### Available data:
---+---
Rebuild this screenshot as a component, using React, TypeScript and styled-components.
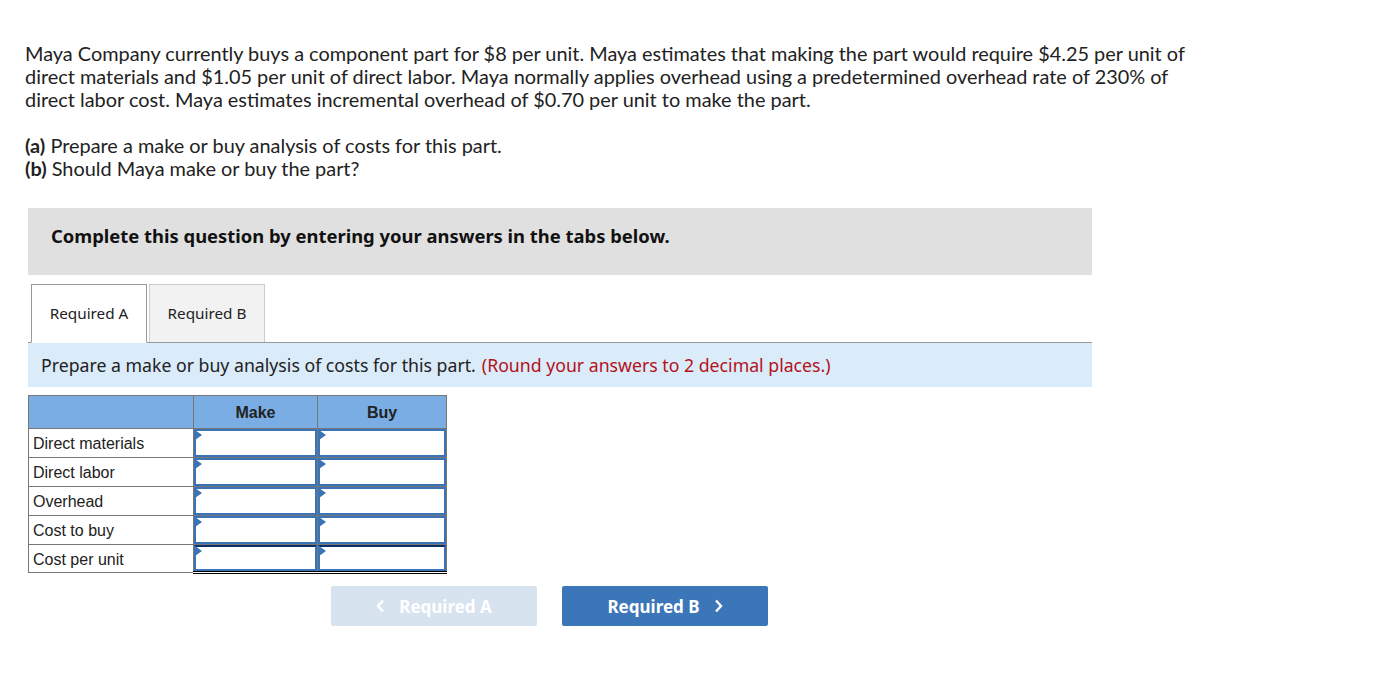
import React from 'react';
import styled, { createGlobalStyle } from 'styled-components';

const GlobalStyle = createGlobalStyle`
    html, body {
        margin: 0;
        padding: 0;
        background: #fff;
    }
`;

const Page = styled.div`
    padding: 42px 0 0 25px;
    width: 1370px;
    height: 653px;
    box-sizing: border-box;
`;

const Question = styled.div`
    font-family: 'Lato', 'Open Sans', sans-serif;
    font-size: 19.9px;
    line-height: 23px;
    color: #222;
    width: 1175px;
`;

const Para = styled.p`
    margin: 0 0 23px 0;
`;

const Part = styled.div``;

const PartLabel = styled.b`
    font-weight: 700;
`;

const Workarea = styled.div`
    margin: 28px 0 0 3px;
    width: 1064px;
    font-family: 'Noto Sans', 'DejaVu Sans', sans-serif;
`;

const Banner = styled.div`
    background: #e0e0e0;
    height: 67px;
    padding: 15px 0 0 23px;
    box-sizing: border-box;
    font-size: 18.4px;
    font-weight: 700;
    color: #111;
`;

const TabRow = styled.div`
    display: flex;
    gap: 2px;
    margin-top: 9px;
    padding-left: 3px;
    border-bottom: 1px solid #999;
    height: 58px;
`;

const Tab = styled.div<{ $active?: boolean }>`
    width: 116px;
    box-sizing: border-box;
    border: 1px solid ${p => (p.$active ? '#999' : '#ccc')};
    border-bottom: ${p => (p.$active ? '1px solid #fff' : 'none')};
    background: ${p => (p.$active ? '#fff' : '#f2f2f2')};
    display: flex;
    align-items: center;
    justify-content: center;
    padding-bottom: 2px;
    font-size: 15.3px;
    color: #222;
    height: ${p => (p.$active ? '59px' : '58px')};
    position: relative;
    z-index: 1;
`;

const Instruction = styled.div`
    background: #daebf9;
    height: 44px;
    display: flex;
    align-items: center;
    padding-left: 13px;
    font-size: 17.7px;
    color: #222;
`;

const Hint = styled.span`
    color: #b5121b;
    margin-left: 6px;
`;

const Table = styled.table`
    margin-top: 8px;
    border-collapse: collapse;
    font-family: 'Liberation Sans', Arial, sans-serif;
    font-size: 16px;
    color: #222;
`;

const HeadCell = styled.th<{ $w: number }>`
    background: #7aade4;
    border: 1px solid #777;
    width: ${p => p.$w}px;
    height: 33px;
    padding: 0;
    font-weight: 700;
    vertical-align: top;
    padding-top: 8px;
    box-sizing: border-box;
`;

const LabelCell = styled.td`
    border: 1px solid #777;
    height: 28px;
    padding: 2px 0 0 4px;
    box-sizing: border-box;
`;

const InputCell = styled.td<{ $last?: boolean }>`
    padding: 0;
    height: 28px;
    border: 1px solid #777;
    border-bottom: ${p => (p.$last ? '3px double #000' : '1px solid #777')};
    position: relative;
    box-sizing: border-box;
`;

const InputBox = styled.div<{ $last?: boolean }>`
    height: ${p => (p.$last ? '26px' : '28px')};
    box-sizing: border-box;
    border: 2px solid #3a73b8;
    border-top-color: ${p => (p.$last ? '#0b2f66' : '#3a73b8')};
    background: #fff;
`;

const Flag = styled.span`
    position: absolute;
    top: 1px;
    left: 1px;
    width: 0;
    height: 0;
    border-top: 5px solid transparent;
    border-bottom: 5px solid transparent;
    border-left: 7px solid #3a73b8;
`;

const NavRow = styled.div`
    display: flex;
    gap: 25px;
    margin: 12px 0 0 303px;
`;

const NavButton = styled.div<{ $disabled?: boolean }>`
    width: 206px;
    height: 40px;
    border-radius: 2px;
    background: ${p => (p.$disabled ? '#d8e3f0' : '#3a76b8')};
    color: #fff;
    font-family: 'Noto Sans', 'DejaVu Sans', sans-serif;
    font-weight: 700;
    font-size: 17px;
    display: flex;
    align-items: center;
    justify-content: center;
    gap: 14px;
`;

const Chevron = ({ dir }: { dir: 'left' | 'right' }) => (
    <svg width="9" height="14" viewBox="0 0 9 14">
        <path
            d={dir === 'left' ? 'M7 1.5 L2 7 L7 12.5' : 'M2 1.5 L7 7 L2 12.5'}
            fill="none"
            stroke="#fff"
            strokeWidth="2.4"
        />
    </svg>
);

const rows = ['Direct materials', 'Direct labor', 'Overhead', 'Cost to buy', 'Cost per unit'];

export default function App() {
    return (
        <>
            <GlobalStyle />
            <Page>
                <Question>
                    <Para>
                        Maya Company currently buys a component part for $8 per unit. Maya estimates that making the
                        part would require $4.25 per unit of direct materials and $1.05 per unit of direct labor. Maya
                        normally applies overhead using a predetermined overhead rate of 230% of direct labor cost.
                        Maya estimates incremental overhead of $0.70 per unit to make the part.
                    </Para>
                    <Part>
                        <PartLabel>(a)</PartLabel> Prepare a make or buy analysis of costs for this part.
                    </Part>
                    <Part>
                        <PartLabel>(b)</PartLabel> Should Maya make or buy the part?
                    </Part>
                </Question>
                <Workarea>
                    <Banner>Complete this question by entering your answers in the tabs below.</Banner>
                    <TabRow>
                        <Tab $active>Required A</Tab>
                        <Tab>Required B</Tab>
                    </TabRow>
                    <Instruction>
                        Prepare a make or buy analysis of costs for this part.
                        <Hint>(Round your answers to 2 decimal places.)</Hint>
                    </Instruction>
                    <Table>
                        <thead>
                            <tr>
                                <HeadCell $w={165} />
                                <HeadCell $w={124}>Make</HeadCell>
                                <HeadCell $w={129}>Buy</HeadCell>
                            </tr>
                        </thead>
                        <tbody>
                            {rows.map((r, i) => {
                                const last = i === rows.length - 1;
                                return (
                                    <tr key={r}>
                                        <LabelCell>{r}</LabelCell>
                                        <InputCell $last={last}>
                                            <InputBox $last={last} />
                                            <Flag />
                                        </InputCell>
                                        <InputCell $last={last}>
                                            <InputBox $last={last} />
                                            <Flag />
                                        </InputCell>
                                    </tr>
                                );
                            })}
                        </tbody>
                    </Table>
                    <NavRow>
                        <NavButton $disabled>
                            <Chevron dir="left" />
                            Required A
                        </NavButton>
                        <NavButton>
                            Required B
                            <Chevron dir="right" />
                        </NavButton>
                    </NavRow>
                </Workarea>
            </Page>
        </>
    );
}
---+---
### The problem:
Reproduce the listing above exactly, excluding all pictures.

### The reply:
Rebuild this screenshot as a component, using React, TypeScript and styled-components.
import React from 'react';
import styled, { createGlobalStyle } from 'styled-components';

const GlobalStyle = createGlobalStyle`
    html, body {
        margin: 0;
        padding: 0;
        background: #fff;
    }
`;

const Page = styled.div`
    padding: 42px 0 0 25px;
    width: 1370px;
    height: 653px;
    box-sizing: border-box;
`;

const Question = styled.div`
    font-family: 'Lato', 'Open Sans', sans-serif;
    font-size: 19.9px;
    line-height: 23px;
    color: #222;
    width: 1175px;
`;

const Para = styled.p`
    margin: 0 0 23px 0;
`;

const Part = styled.div``;

const PartLabel = styled.b`
    font-weight: 700;
`;

const Workarea = styled.div`
    margin: 28px 0 0 3px;
    width: 1064px;
    font-family: 'Noto Sans', 'DejaVu Sans', sans-serif;
`;

const Banner = styled.div`
    background: #e0e0e0;
    height: 67px;
    padding: 15px 0 0 23px;
    box-sizing: border-box;
    font-size: 18.4px;
    font-weight: 700;
    color: #111;
`;

const TabRow = styled.div`
    display: flex;
    gap: 2px;
    margin-top: 9px;
    padding-left: 3px;
    border-bottom: 1px solid #999;
    height: 58px;
`;

const Tab = styled.div<{ $active?: boolean }>`
    width: 116px;
    box-sizing: border-box;
    border: 1px solid ${p => (p.$active ? '#999' : '#ccc')};
    border-bottom: ${p => (p.$active ? '1px solid #fff' : 'none')};
    background: ${p => (p.$active ? '#fff' : '#f2f2f2')};
    display: flex;
    align-items: center;
    justify-content: center;
    padding-bottom: 2px;
    font-size: 15.3px;
    color: #222;
    height: ${p => (p.$active ? '59px' : '58px')};
    position: relative;
    z-index: 1;
`;

const Instruction = styled.div`
    background: #daebf9;
    height: 44px;
    display: flex;
    align-items: center;
    padding-left: 13px;
    font-size: 17.7px;
    color: #222;
`;

const Hint = styled.span`
    color: #b5121b;
    margin-left: 6px;
`;

const Table = styled.table`
    margin-top: 8px;
    border-collapse: collapse;
    font-family: 'Liberation Sans', Arial, sans-serif;
    font-size: 16px;
    color: #222;
`;

const HeadCell = styled.th<{ $w: number }>`
    background: #7aade4;
    border: 1px solid #777;
    width: ${p => p.$w}px;
    height: 33px;
    padding: 0;
    font-weight: 700;
    vertical-align: top;
    padding-top: 8px;
    box-sizing: border-box;
`;

const LabelCell = styled.td`
    border: 1px solid #777;
    height: 28px;
    padding: 2px 0 0 4px;
    box-sizing: border-box;
`;

const InputCell = styled.td<{ $last?: boolean }>`
    padding: 0;
    height: 28px;
    border: 1px solid #777;
    border-bottom: ${p => (p.$last ? '3px double #000' : '1px solid #777')};
    position: relative;
    box-sizing: border-box;
`;

const InputBox = styled.div<{ $last?: boolean }>`
    height: ${p => (p.$last ? '26px' : '28px')};
    box-sizing: border-box;
    border: 2px solid #3a73b8;
    border-top-color: ${p => (p.$last ? '#0b2f66' : '#3a73b8')};
    background: #fff;
`;

const Flag = styled.span`
    position: absolute;
    top: 1px;
    left: 1px;
    width: 0;
    height: 0;
    border-top: 5px solid transparent;
    border-bottom: 5px solid transparent;
    border-left: 7px solid #3a73b8;
`;

const NavRow = styled.div`
    display: flex;
    gap: 25px;
    margin: 12px 0 0 303px;
`;

const NavButton = styled.div<{ $disabled?: boolean }>`
    width: 206px;
    height: 40px;
    border-radius: 2px;
    background: ${p => (p.$disabled ? '#d8e3f0' : '#3a76b8')};
    color: #fff;
    font-family: 'Noto Sans', 'DejaVu Sans', sans-serif;
    font-weight: 700;
    font-size: 17px;
    display: flex;
    align-items: center;
    justify-content: center;
    gap: 14px;
`;

const Chevron = ({ dir }: { dir: 'left' | 'right' }) => (
    <svg width="9" height="14" viewBox="0 0 9 14">
        <path
            d={dir === 'left' ? 'M7 1.5 L2 7 L7 12.5' : 'M2 1.5 L7 7 L2 12.5'}
            fill="none"
            stroke="#fff"
            strokeWidth="2.4"
        />
    </svg>
);

const rows = ['Direct materials', 'Direct labor', 'Overhead', 'Cost to buy', 'Cost per unit'];

export default function App() {
    return (
        <>
            <GlobalStyle />
            <Page>
                <Question>
                    <Para>
                        Maya Company currently buys a component part for $8 per unit. Maya estimates that making the
                        part would require $4.25 per unit of direct materials and $1.05 per unit of direct labor. Maya
                        normally applies overhead using a predetermined overhead rate of 230% of direct labor cost.
                        Maya estimates incremental overhead of $0.70 per unit to make the part.
                    </Para>
                    <Part>
                        <PartLabel>(a)</PartLabel> Prepare a make or buy analysis of costs for this part.
                    </Part>
                    <Part>
                        <PartLabel>(b)</PartLabel> Should Maya make or buy the part?
                    </Part>
                </Question>
                <Workarea>
                    <Banner>Complete this question by entering your answers in the tabs below.</Banner>
                    <TabRow>
                        <Tab $active>Required A</Tab>
                        <Tab>Required B</Tab>
                    </TabRow>
                    <Instruction>
                        Prepare a make or buy analysis of costs for this part.
                        <Hint>(Round your answers to 2 decimal places.)</Hint>
                    </Instruction>
                    <Table>
                        <thead>
                            <tr>
                                <HeadCell $w={165} />
                                <HeadCell $w={124}>Make</HeadCell>
                                <HeadCell $w={129}>Buy</HeadCell>
                            </tr>
                        </thead>
                        <tbody>
                            {rows.map((r, i) => {
                                const last = i === rows.length - 1;
                                return (
                                    <tr key={r}>
                                        <LabelCell>{r}</LabelCell>
                                        <InputCell $last={last}>
                                            <InputBox $last={last} />
                                            <Flag />
                                        </InputCell>
                                        <InputCell $last={last}>
                                            <InputBox $last={last} />
                                            <Flag />
                                        </InputCell>
                                    </tr>
                                );
                            })}
                        </tbody>
                    </Table>
                    <NavRow>
                        <NavButton $disabled>
                            <Chevron dir="left" />
                            Required A
                        </NavButton>
                        <NavButton>
                            Required B
                            <Chevron dir="right" />
                        </NavButton>
                    </NavRow>
                </Workarea>
            </Page>
        </>
    );
}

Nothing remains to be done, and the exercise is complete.